# DIRECTIVE:
All of the listing below must be repeated word for word. Pictures are the only thing to omit.

# INFORMATION PROVIDED:
────────────────────
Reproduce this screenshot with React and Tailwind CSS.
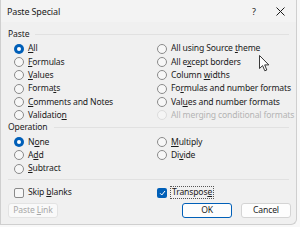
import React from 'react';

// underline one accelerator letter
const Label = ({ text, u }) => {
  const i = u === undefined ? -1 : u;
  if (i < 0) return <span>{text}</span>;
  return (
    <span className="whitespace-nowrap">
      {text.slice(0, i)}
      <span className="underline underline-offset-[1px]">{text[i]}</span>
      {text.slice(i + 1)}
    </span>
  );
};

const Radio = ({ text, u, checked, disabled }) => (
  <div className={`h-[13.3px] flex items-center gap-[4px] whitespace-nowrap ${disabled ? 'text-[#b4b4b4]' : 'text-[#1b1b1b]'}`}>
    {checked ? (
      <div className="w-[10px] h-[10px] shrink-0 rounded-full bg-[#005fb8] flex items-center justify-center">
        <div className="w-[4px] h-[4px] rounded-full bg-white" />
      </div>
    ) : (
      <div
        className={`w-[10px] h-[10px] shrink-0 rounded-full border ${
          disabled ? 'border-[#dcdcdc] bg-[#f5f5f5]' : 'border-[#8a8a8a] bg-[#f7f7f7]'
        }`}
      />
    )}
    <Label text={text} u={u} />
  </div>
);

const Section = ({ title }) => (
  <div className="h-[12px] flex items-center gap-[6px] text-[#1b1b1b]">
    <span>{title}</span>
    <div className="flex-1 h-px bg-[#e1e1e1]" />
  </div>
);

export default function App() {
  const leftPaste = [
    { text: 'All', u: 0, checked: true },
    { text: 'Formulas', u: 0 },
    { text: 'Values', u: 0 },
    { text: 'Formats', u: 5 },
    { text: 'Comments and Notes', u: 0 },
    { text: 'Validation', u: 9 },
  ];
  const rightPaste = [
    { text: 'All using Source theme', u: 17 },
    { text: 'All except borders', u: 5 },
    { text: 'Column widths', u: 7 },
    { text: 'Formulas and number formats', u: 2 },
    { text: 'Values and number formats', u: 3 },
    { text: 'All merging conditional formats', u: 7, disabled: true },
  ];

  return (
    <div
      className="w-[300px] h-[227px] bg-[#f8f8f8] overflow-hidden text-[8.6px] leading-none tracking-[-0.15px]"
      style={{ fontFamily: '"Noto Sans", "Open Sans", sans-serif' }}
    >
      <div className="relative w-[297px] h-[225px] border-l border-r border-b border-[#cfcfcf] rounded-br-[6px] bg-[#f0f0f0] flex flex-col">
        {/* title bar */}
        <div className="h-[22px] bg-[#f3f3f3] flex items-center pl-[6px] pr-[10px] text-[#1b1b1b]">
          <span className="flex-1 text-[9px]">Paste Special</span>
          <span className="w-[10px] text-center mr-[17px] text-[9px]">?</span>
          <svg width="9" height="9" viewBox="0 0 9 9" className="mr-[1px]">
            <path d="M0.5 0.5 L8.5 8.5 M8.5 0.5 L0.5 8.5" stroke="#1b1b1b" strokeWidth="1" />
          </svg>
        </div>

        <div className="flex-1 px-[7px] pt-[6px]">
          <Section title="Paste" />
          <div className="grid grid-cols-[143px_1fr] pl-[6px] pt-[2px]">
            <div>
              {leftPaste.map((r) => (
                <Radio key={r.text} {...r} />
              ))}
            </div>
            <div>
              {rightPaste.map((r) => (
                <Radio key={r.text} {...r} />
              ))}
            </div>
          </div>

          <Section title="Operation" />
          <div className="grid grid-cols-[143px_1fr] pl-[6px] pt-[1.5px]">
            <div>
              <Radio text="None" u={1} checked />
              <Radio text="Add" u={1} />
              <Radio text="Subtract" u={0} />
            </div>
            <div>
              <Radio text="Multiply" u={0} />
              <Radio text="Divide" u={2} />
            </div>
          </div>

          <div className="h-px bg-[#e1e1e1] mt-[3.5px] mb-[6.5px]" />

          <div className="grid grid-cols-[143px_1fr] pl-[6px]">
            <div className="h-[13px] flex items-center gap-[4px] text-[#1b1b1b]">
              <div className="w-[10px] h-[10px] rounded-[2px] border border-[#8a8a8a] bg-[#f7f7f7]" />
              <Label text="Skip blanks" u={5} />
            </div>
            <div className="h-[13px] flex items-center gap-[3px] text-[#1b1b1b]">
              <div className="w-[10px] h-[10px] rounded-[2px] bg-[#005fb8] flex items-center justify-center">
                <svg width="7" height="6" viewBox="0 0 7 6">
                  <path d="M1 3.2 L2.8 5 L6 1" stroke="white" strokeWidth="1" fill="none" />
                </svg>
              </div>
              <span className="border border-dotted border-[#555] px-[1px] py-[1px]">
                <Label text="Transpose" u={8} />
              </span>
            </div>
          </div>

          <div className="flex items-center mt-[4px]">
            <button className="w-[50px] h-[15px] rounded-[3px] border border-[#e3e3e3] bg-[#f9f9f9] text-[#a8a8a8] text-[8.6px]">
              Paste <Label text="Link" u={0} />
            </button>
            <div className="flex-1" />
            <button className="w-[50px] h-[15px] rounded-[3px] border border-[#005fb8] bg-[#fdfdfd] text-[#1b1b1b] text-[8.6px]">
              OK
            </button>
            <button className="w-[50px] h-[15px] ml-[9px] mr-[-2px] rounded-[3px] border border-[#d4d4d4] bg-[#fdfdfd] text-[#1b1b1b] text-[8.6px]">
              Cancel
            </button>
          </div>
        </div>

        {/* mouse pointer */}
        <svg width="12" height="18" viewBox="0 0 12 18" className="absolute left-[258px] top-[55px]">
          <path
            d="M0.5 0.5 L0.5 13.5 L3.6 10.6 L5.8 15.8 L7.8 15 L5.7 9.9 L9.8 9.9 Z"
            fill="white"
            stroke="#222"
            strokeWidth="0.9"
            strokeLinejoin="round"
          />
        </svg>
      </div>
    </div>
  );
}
────────────────────
# EXERCISE OUTPUT:
Reproduce this screenshot with React and Tailwind CSS.
import React from 'react';

// underline one accelerator letter
const Label = ({ text, u }) => {
  const i = u === undefined ? -1 : u;
  if (i < 0) return <span>{text}</span>;
  return (
    <span className="whitespace-nowrap">
      {text.slice(0, i)}
      <span className="underline underline-offset-[1px]">{text[i]}</span>
      {text.slice(i + 1)}
    </span>
  );
};

const Radio = ({ text, u, checked, disabled }) => (
  <div className={`h-[13.3px] flex items-center gap-[4px] whitespace-nowrap ${disabled ? 'text-[#b4b4b4]' : 'text-[#1b1b1b]'}`}>
    {checked ? (
      <div className="w-[10px] h-[10px] shrink-0 rounded-full bg-[#005fb8] flex items-center justify-center">
        <div className="w-[4px] h-[4px] rounded-full bg-white" />
      </div>
    ) : (
      <div
        className={`w-[10px] h-[10px] shrink-0 rounded-full border ${
          disabled ? 'border-[#dcdcdc] bg-[#f5f5f5]' : 'border-[#8a8a8a] bg-[#f7f7f7]'
        }`}
      />
    )}
    <Label text={text} u={u} />
  </div>
);

const Section = ({ title }) => (
  <div className="h-[12px] flex items-center gap-[6px] text-[#1b1b1b]">
    <span>{title}</span>
    <div className="flex-1 h-px bg-[#e1e1e1]" />
  </div>
);

export default function App() {
  const leftPaste = [
    { text: 'All', u: 0, checked: true },
    { text: 'Formulas', u: 0 },
    { text: 'Values', u: 0 },
    { text: 'Formats', u: 5 },
    { text: 'Comments and Notes', u: 0 },
    { text: 'Validation', u: 9 },
  ];
  const rightPaste = [
    { text: 'All using Source theme', u: 17 },
    { text: 'All except borders', u: 5 },
    { text: 'Column widths', u: 7 },
    { text: 'Formulas and number formats', u: 2 },
    { text: 'Values and number formats', u: 3 },
    { text: 'All merging conditional formats', u: 7, disabled: true },
  ];

  return (
    <div
      className="w-[300px] h-[227px] bg-[#f8f8f8] overflow-hidden text-[8.6px] leading-none tracking-[-0.15px]"
      style={{ fontFamily: '"Noto Sans", "Open Sans", sans-serif' }}
    >
      <div className="relative w-[297px] h-[225px] border-l border-r border-b border-[#cfcfcf] rounded-br-[6px] bg-[#f0f0f0] flex flex-col">
        {/* title bar */}
        <div className="h-[22px] bg-[#f3f3f3] flex items-center pl-[6px] pr-[10px] text-[#1b1b1b]">
          <span className="flex-1 text-[9px]">Paste Special</span>
          <span className="w-[10px] text-center mr-[17px] text-[9px]">?</span>
          <svg width="9" height="9" viewBox="0 0 9 9" className="mr-[1px]">
            <path d="M0.5 0.5 L8.5 8.5 M8.5 0.5 L0.5 8.5" stroke="#1b1b1b" strokeWidth="1" />
          </svg>
        </div>

        <div className="flex-1 px-[7px] pt-[6px]">
          <Section title="Paste" />
          <div className="grid grid-cols-[143px_1fr] pl-[6px] pt-[2px]">
            <div>
              {leftPaste.map((r) => (
                <Radio key={r.text} {...r} />
              ))}
            </div>
            <div>
              {rightPaste.map((r) => (
                <Radio key={r.text} {...r} />
              ))}
            </div>
          </div>

          <Section title="Operation" />
          <div className="grid grid-cols-[143px_1fr] pl-[6px] pt-[1.5px]">
            <div>
              <Radio text="None" u={1} checked />
              <Radio text="Add" u={1} />
              <Radio text="Subtract" u={0} />
            </div>
            <div>
              <Radio text="Multiply" u={0} />
              <Radio text="Divide" u={2} />
            </div>
          </div>

          <div className="h-px bg-[#e1e1e1] mt-[3.5px] mb-[6.5px]" />

          <div className="grid grid-cols-[143px_1fr] pl-[6px]">
            <div className="h-[13px] flex items-center gap-[4px] text-[#1b1b1b]">
              <div className="w-[10px] h-[10px] rounded-[2px] border border-[#8a8a8a] bg-[#f7f7f7]" />
              <Label text="Skip blanks" u={5} />
            </div>
            <div className="h-[13px] flex items-center gap-[3px] text-[#1b1b1b]">
              <div className="w-[10px] h-[10px] rounded-[2px] bg-[#005fb8] flex items-center justify-center">
                <svg width="7" height="6" viewBox="0 0 7 6">
                  <path d="M1 3.2 L2.8 5 L6 1" stroke="white" strokeWidth="1" fill="none" />
                </svg>
              </div>
              <span className="border border-dotted border-[#555] px-[1px] py-[1px]">
                <Label text="Transpose" u={8} />
              </span>
            </div>
          </div>

          <div className="flex items-center mt-[4px]">
            <button className="w-[50px] h-[15px] rounded-[3px] border border-[#e3e3e3] bg-[#f9f9f9] text-[#a8a8a8] text-[8.6px]">
              Paste <Label text="Link" u={0} />
            </button>
            <div className="flex-1" />
            <button className="w-[50px] h-[15px] rounded-[3px] border border-[#005fb8] bg-[#fdfdfd] text-[#1b1b1b] text-[8.6px]">
              OK
            </button>
            <button className="w-[50px] h-[15px] ml-[9px] mr-[-2px] rounded-[3px] border border-[#d4d4d4] bg-[#fdfdfd] text-[#1b1b1b] text-[8.6px]">
              Cancel
            </button>
          </div>
        </div>

        {/* mouse pointer */}
        <svg width="12" height="18" viewBox="0 0 12 18" className="absolute left-[258px] top-[55px]">
          <path
            d="M0.5 0.5 L0.5 13.5 L3.6 10.6 L5.8 15.8 L7.8 15 L5.7 9.9 L9.8 9.9 Z"
            fill="white"
            stroke="#222"
            strokeWidth="0.9"
            strokeLinejoin="round"
          />
        </svg>
      </div>
    </div>
  );
}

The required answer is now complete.